Rows from a dataset of pages and code:
○ ○ ○ ○ ○

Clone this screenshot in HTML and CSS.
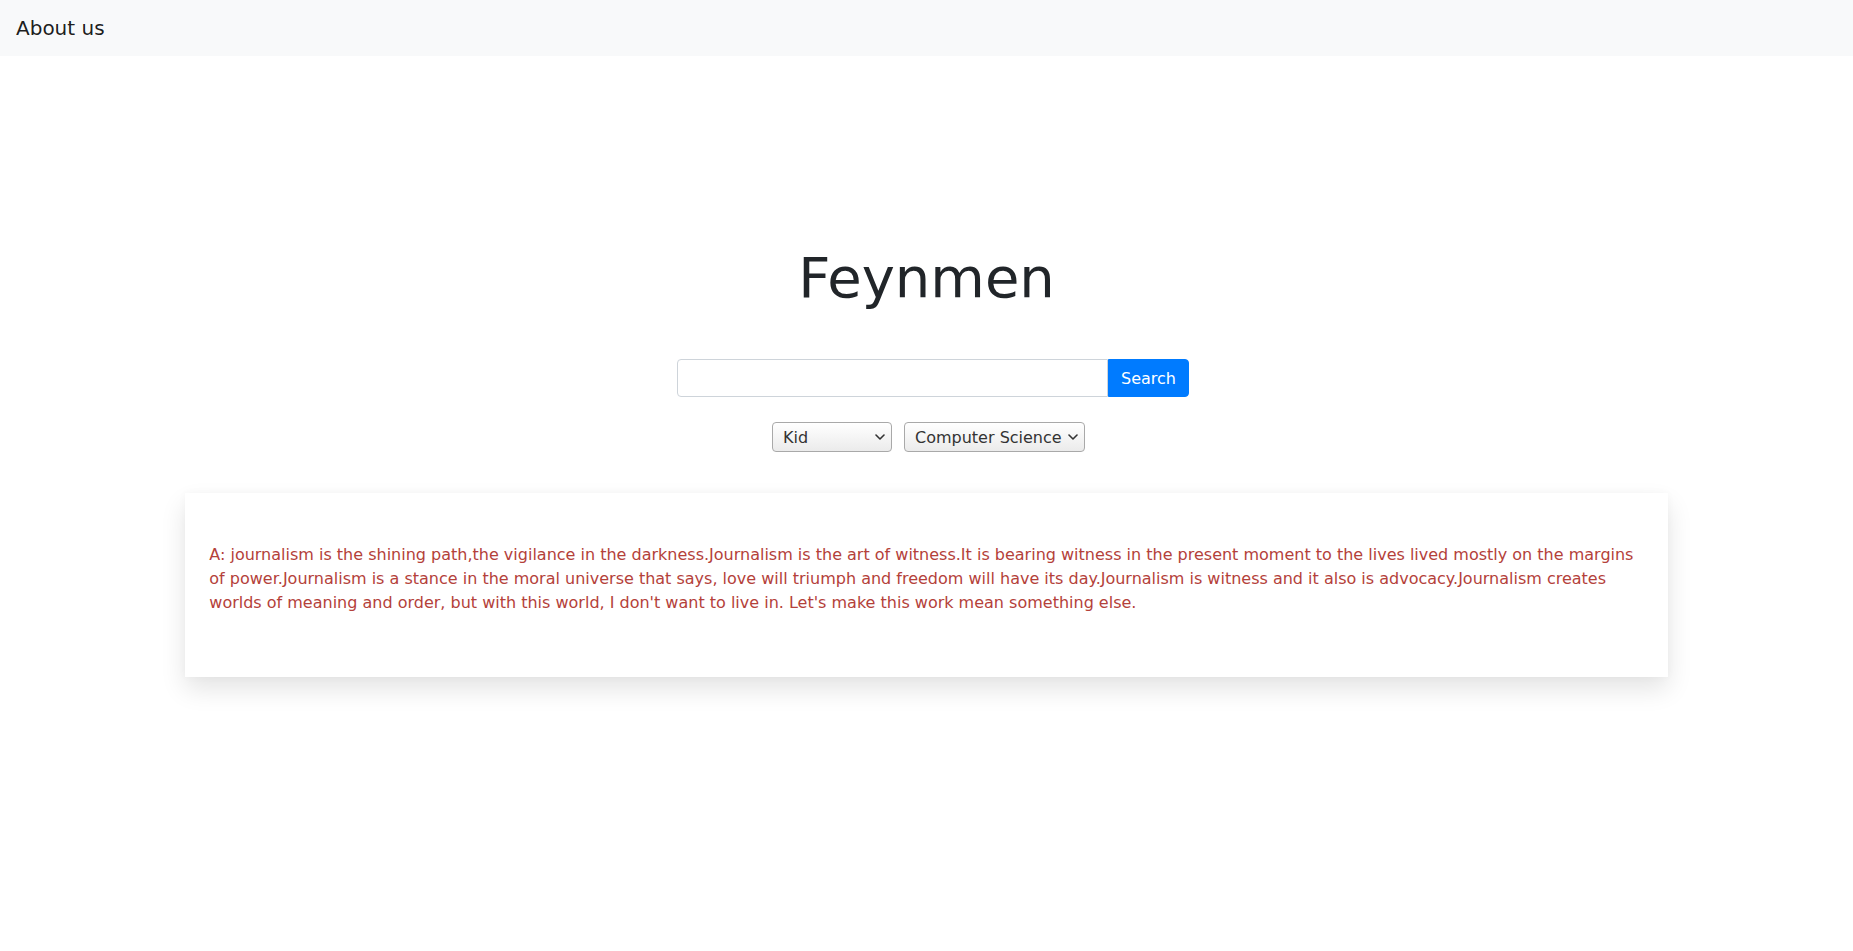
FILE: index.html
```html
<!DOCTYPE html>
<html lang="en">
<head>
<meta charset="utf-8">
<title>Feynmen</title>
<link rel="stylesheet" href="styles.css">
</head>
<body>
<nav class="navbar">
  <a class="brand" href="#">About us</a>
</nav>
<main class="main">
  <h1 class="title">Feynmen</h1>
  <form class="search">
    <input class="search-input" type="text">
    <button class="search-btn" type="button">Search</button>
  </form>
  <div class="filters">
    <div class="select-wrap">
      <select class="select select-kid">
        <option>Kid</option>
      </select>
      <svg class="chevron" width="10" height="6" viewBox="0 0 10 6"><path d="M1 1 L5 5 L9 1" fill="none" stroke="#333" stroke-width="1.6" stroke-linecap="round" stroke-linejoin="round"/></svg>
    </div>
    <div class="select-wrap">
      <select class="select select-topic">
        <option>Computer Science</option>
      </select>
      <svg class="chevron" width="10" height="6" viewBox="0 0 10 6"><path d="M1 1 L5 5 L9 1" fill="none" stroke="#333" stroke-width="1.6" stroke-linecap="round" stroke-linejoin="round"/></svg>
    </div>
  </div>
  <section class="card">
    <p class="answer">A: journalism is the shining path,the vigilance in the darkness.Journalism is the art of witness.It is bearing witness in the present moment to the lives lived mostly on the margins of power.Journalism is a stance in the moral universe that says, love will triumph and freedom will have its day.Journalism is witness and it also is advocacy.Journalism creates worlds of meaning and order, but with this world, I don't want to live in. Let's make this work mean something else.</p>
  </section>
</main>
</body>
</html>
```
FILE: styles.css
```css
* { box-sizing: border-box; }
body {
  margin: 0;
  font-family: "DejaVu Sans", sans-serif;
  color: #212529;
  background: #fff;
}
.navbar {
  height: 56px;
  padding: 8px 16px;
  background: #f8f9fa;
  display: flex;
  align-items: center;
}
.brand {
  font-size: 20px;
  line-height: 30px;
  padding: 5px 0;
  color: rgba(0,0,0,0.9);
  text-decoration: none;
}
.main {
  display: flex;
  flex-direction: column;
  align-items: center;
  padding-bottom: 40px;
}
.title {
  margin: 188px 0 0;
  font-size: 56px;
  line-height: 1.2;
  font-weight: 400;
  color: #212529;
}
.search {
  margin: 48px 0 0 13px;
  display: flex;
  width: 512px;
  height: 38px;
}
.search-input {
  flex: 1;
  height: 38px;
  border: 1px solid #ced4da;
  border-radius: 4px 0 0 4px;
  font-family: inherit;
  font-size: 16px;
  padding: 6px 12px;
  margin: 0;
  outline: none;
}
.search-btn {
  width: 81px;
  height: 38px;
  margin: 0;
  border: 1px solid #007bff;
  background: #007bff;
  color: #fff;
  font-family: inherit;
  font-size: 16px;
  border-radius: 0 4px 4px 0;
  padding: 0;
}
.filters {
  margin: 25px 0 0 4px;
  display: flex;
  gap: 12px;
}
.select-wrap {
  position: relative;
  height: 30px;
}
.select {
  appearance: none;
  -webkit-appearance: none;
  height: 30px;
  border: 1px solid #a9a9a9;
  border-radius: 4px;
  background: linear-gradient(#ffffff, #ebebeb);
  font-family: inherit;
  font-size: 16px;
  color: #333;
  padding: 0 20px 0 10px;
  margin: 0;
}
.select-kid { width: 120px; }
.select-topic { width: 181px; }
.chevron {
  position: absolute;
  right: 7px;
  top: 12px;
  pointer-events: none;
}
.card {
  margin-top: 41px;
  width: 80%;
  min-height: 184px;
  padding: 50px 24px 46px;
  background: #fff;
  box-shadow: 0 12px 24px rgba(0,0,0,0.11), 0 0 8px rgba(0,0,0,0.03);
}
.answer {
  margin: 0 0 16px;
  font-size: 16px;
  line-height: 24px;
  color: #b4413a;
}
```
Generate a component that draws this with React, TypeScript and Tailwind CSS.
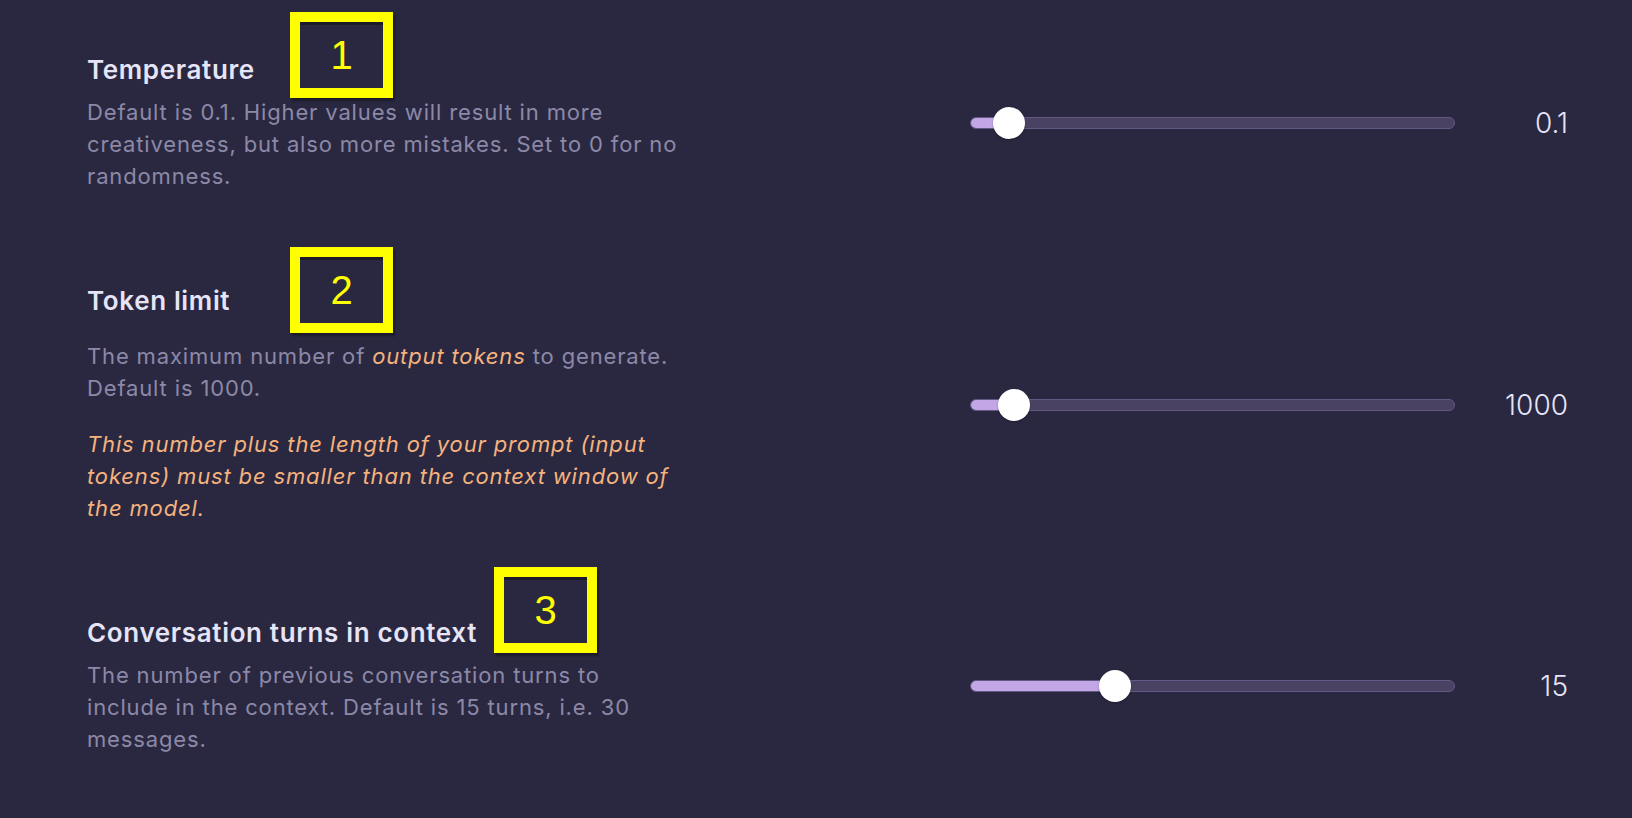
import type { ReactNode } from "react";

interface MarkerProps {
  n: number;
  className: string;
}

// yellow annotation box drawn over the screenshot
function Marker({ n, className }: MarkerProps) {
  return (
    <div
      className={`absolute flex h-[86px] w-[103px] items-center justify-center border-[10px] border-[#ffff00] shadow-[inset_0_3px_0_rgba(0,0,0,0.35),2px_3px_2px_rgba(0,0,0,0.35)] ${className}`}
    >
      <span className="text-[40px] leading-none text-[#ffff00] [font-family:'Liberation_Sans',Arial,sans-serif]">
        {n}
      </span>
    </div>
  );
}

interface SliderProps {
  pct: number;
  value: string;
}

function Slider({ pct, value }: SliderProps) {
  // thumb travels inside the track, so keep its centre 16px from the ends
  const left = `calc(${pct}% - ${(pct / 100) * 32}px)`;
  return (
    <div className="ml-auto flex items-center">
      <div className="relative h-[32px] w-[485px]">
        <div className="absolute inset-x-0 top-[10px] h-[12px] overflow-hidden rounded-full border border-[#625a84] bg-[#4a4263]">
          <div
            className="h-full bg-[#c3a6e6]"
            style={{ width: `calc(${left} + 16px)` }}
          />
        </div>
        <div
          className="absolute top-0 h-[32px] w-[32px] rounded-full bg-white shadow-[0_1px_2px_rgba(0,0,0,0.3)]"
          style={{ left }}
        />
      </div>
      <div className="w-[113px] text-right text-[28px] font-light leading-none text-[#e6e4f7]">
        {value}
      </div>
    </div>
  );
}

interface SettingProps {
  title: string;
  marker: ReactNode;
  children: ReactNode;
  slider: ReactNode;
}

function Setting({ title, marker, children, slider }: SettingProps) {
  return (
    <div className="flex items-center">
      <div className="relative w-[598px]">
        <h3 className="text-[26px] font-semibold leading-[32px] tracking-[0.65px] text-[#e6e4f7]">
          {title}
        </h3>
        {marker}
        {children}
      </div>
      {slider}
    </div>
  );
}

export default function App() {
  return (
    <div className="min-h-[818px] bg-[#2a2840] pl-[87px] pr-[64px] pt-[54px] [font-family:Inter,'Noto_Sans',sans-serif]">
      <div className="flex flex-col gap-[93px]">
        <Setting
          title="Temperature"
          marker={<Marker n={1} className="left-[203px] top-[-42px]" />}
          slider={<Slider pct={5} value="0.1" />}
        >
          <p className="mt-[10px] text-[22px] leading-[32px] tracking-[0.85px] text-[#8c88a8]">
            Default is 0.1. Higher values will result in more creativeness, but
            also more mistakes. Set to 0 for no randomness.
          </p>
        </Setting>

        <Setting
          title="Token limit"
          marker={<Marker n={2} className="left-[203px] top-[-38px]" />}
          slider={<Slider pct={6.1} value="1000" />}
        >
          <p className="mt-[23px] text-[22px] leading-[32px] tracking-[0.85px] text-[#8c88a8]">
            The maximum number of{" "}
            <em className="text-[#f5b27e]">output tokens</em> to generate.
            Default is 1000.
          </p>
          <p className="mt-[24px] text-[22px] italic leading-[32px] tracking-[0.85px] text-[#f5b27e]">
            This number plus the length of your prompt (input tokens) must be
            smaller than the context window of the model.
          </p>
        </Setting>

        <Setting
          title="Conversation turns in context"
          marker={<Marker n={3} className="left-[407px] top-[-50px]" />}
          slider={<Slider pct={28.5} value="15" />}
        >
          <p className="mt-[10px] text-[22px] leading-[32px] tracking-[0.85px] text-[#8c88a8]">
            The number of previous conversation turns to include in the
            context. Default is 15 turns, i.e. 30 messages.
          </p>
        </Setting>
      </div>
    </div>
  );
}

○ ○ ○ ○ ○

Goal.
Locate the word "that" in the data above. Copy every line carrying it.

Final result.
    <p class="answer">A: journalism is the shining path,the vigilance in the darkness.Journalism is the art of witness.It is bearing witness in the present moment to the lives lived mostly on the margins of power.Journalism is a stance in the moral universe that says, love will triumph and freedom will have its day.Journalism is witness and it also is advocacy.Journalism creates worlds of meaning and order, but with this world, I don't want to live in. Let's make this work mean something else.</p>
Generate a component that draws this with React, TypeScript and Tailwind CSS.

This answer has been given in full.